According to new numbers from the state, 45% of children were considered “not ready” for kindergarten after the 2016-17 school year. Because of that, 42% of VPK's were at probation level.

"I’m almost speechless I don’t even know what to say, I don’t know why it’s so high!” exclaimed Cruz. "If the school is really trying truly to help a child why would they be punished?"

She believes it’s because the evaluations that are used by the state to determine if a child is ready for kindergarten are taken after summer.

"Three months is a long three months,” said Cruz.

Governor Ron Desantis agrees and announced Wednesday the "failure rate isn’t dependable.”

Thursday, he ordered the Department of Education to not only count those VPK assessments but also the learning gains that are taken through the year to measure growth. Cruz says that decision makes a lot of sense.

"The final assessments should be done in the center or school that they are coming from before they enter kindergarten,” she said.

She also believes this could help weed out the VPK's that are not holding up the standards required of them.
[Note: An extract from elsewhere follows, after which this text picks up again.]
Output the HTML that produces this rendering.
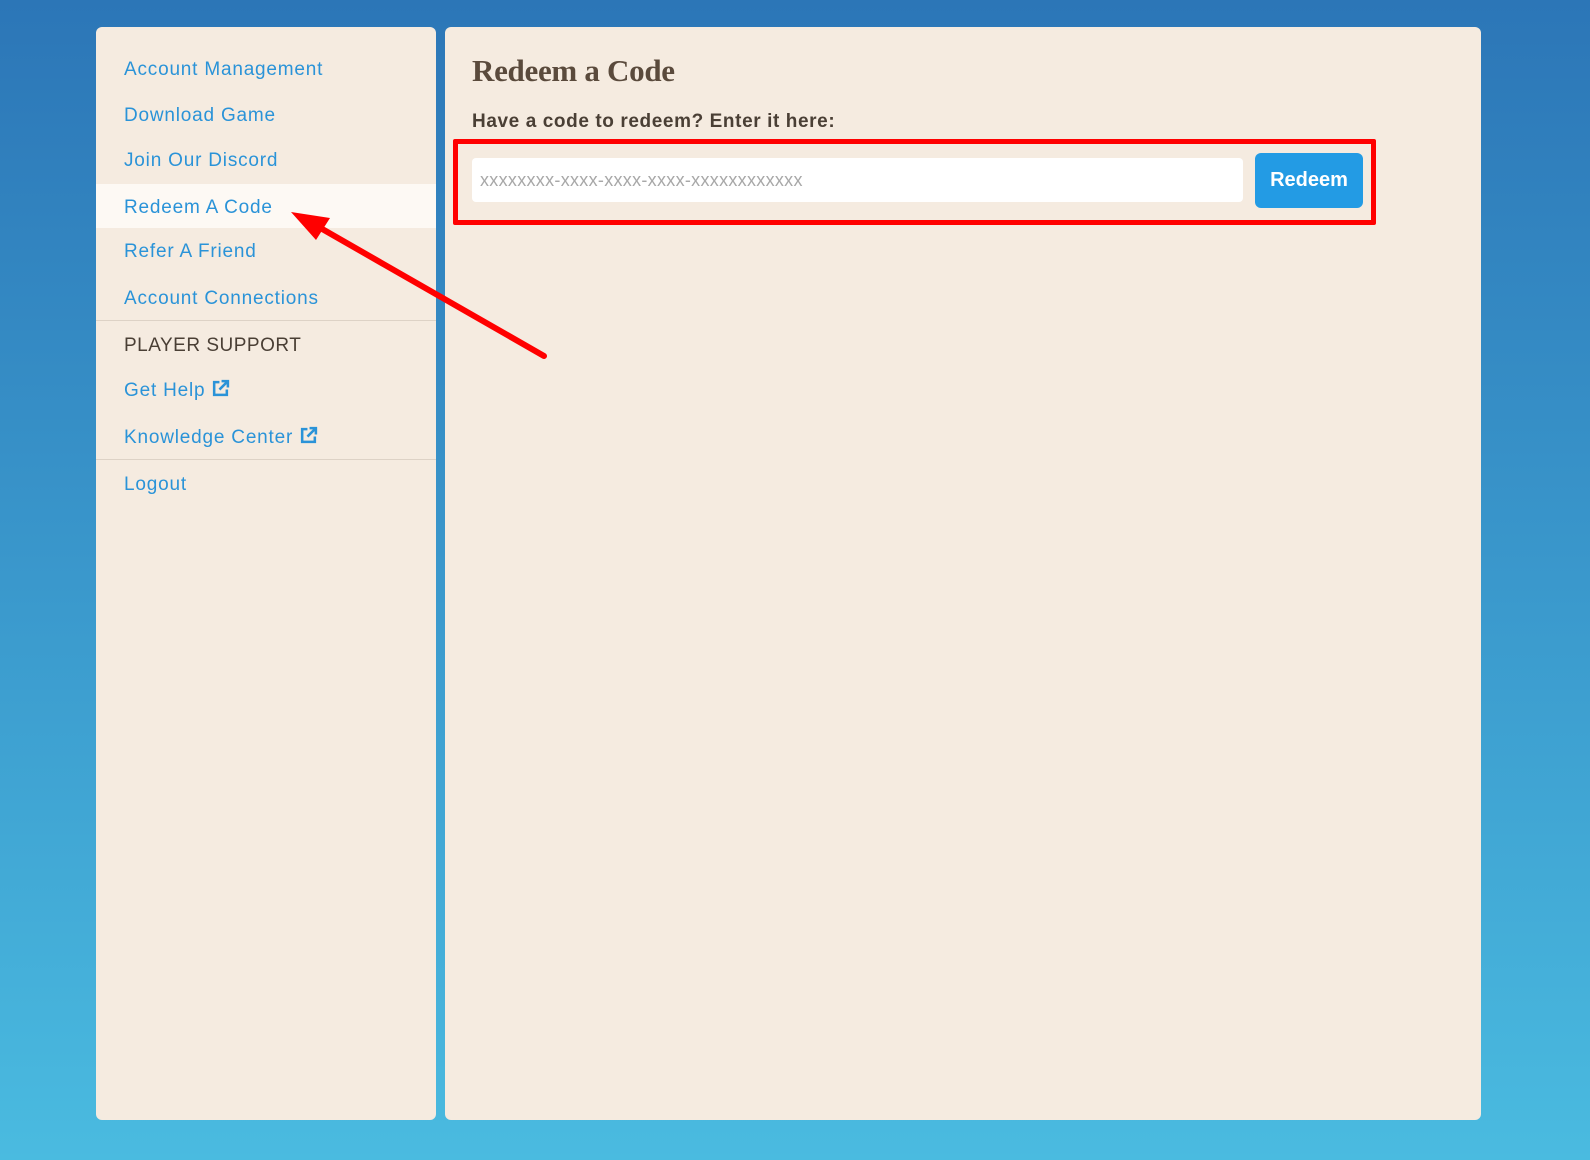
<!DOCTYPE html>
<html><head><meta charset="utf-8"><style>
html,body{margin:0;padding:0}
body{width:1590px;height:1160px;position:relative;overflow:hidden;background:linear-gradient(#2c76b7,#3a98cc 50%,#4abbe0);font-family:"Liberation Sans",sans-serif}
.side{position:absolute;left:96px;top:27px;width:340px;height:1093px;background:#f5ebe0;border-radius:6px}
.main{position:absolute;left:445px;top:27px;width:1036px;height:1093px;background:#f5ebe0;border-radius:6px}
.item{position:absolute;left:28px;font-size:19px;color:#2a93d8;line-height:24px;letter-spacing:0.8px}
.hl{position:absolute;left:0;top:157px;width:340px;height:44px;background:#fdf9f4}
.div{position:absolute;left:0;width:340px;height:1px;background:#ddd2c6}
.hdr{color:#4a3f35;letter-spacing:0.5px}
h1{position:absolute;left:27px;top:26px;margin:0;font-family:"Liberation Serif",serif;font-size:31px;color:#5a4a3c;font-weight:bold;letter-spacing:-0.3px}
.sub{position:absolute;left:27px;top:84px;font-size:19px;color:#4a3f35;font-weight:bold;letter-spacing:0.6px}
.red{position:absolute;left:8px;top:112px;width:913px;height:76px;border:5px solid #f00;border-radius:2px}
.inp{position:absolute;left:27px;top:131px;width:771px;height:44px;background:#fff;border-radius:4px;color:#a8a8a8;font-size:18px;line-height:44px;padding-left:8px;box-sizing:border-box;letter-spacing:0.3px}
.btn{position:absolute;left:810px;top:126px;width:108px;height:55px;background:#239be4;border-radius:6px;color:#fff;font-weight:bold;font-size:20px;line-height:55px;text-align:center}
</style></head><body>
<div class="side">
<div class="hl"></div>
<div class="item" style="top:31px">Account Management</div>
<div class="item" style="top:77px">Download Game</div>
<div class="item" style="top:122px">Join Our Discord</div>
<div class="item" style="top:169px">Redeem A Code</div>
<div class="item" style="top:213px">Refer A Friend</div>
<div class="item" style="top:260px">Account Connections</div>
<div class="div" style="top:293px"></div>
<div class="item hdr" style="top:307px">PLAYER SUPPORT</div>
<div class="item" style="top:352px">Get Help <svg width="19" height="19" viewBox="0 0 18 18" style="vertical-align:-2px"><path d="M8 3H3v12h12v-5" fill="none" stroke="#2a93d8" stroke-width="2.4"/><path d="M10 2h6v6M16 2L8 10" fill="none" stroke="#2a93d8" stroke-width="2.4"/></svg></div>
<div class="item" style="top:399px">Knowledge Center <svg width="19" height="19" viewBox="0 0 18 18" style="vertical-align:-2px"><path d="M8 3H3v12h12v-5" fill="none" stroke="#2a93d8" stroke-width="2.4"/><path d="M10 2h6v6M16 2L8 10" fill="none" stroke="#2a93d8" stroke-width="2.4"/></svg></div>
<div class="div" style="top:432px"></div>
<div class="item" style="top:446px">Logout</div>
</div>
<div class="main">
<h1>Redeem a Code</h1>
<div class="sub">Have a code to redeem? Enter it here:</div>
<div class="red"></div>
<div class="inp">xxxxxxxx-xxxx-xxxx-xxxx-xxxxxxxxxxxx</div>
<div class="btn">Redeem</div>
</div>
<svg style="position:absolute;left:0;top:0" width="1590" height="1160"><line x1="544" y1="356" x2="310" y2="222" stroke="#f00" stroke-width="6" stroke-linecap="round"/><polygon points="291,212 330,218 316,240" fill="#f00"/></svg>
</body></html>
Accoring to WPTV, DeSantis says providers will faces the following consequences if they don't meet the minimum readiness rate:

  • Placement of the provider on probation;
  • Implementation of an improvement plan approved by the early learning coalition or school district including the use of an Office of Early Learning (OEL)-approved curriculum or a staff development plan;
  • Annual submission of an application to OEL for approval for a good cause exemption for providers not meeting the minimum readiness rate for three consecutive years;
  • Continued probation until the provider meets the minimum readiness rate; and
  • Ineligibility to offer the VPK program if on probation for three or more years without a good cause exemption.

Cruz says there are ways parents can sharpen their child’s learning skills during the summer — sounding out words, counting and spelling at the grocery store are good examples.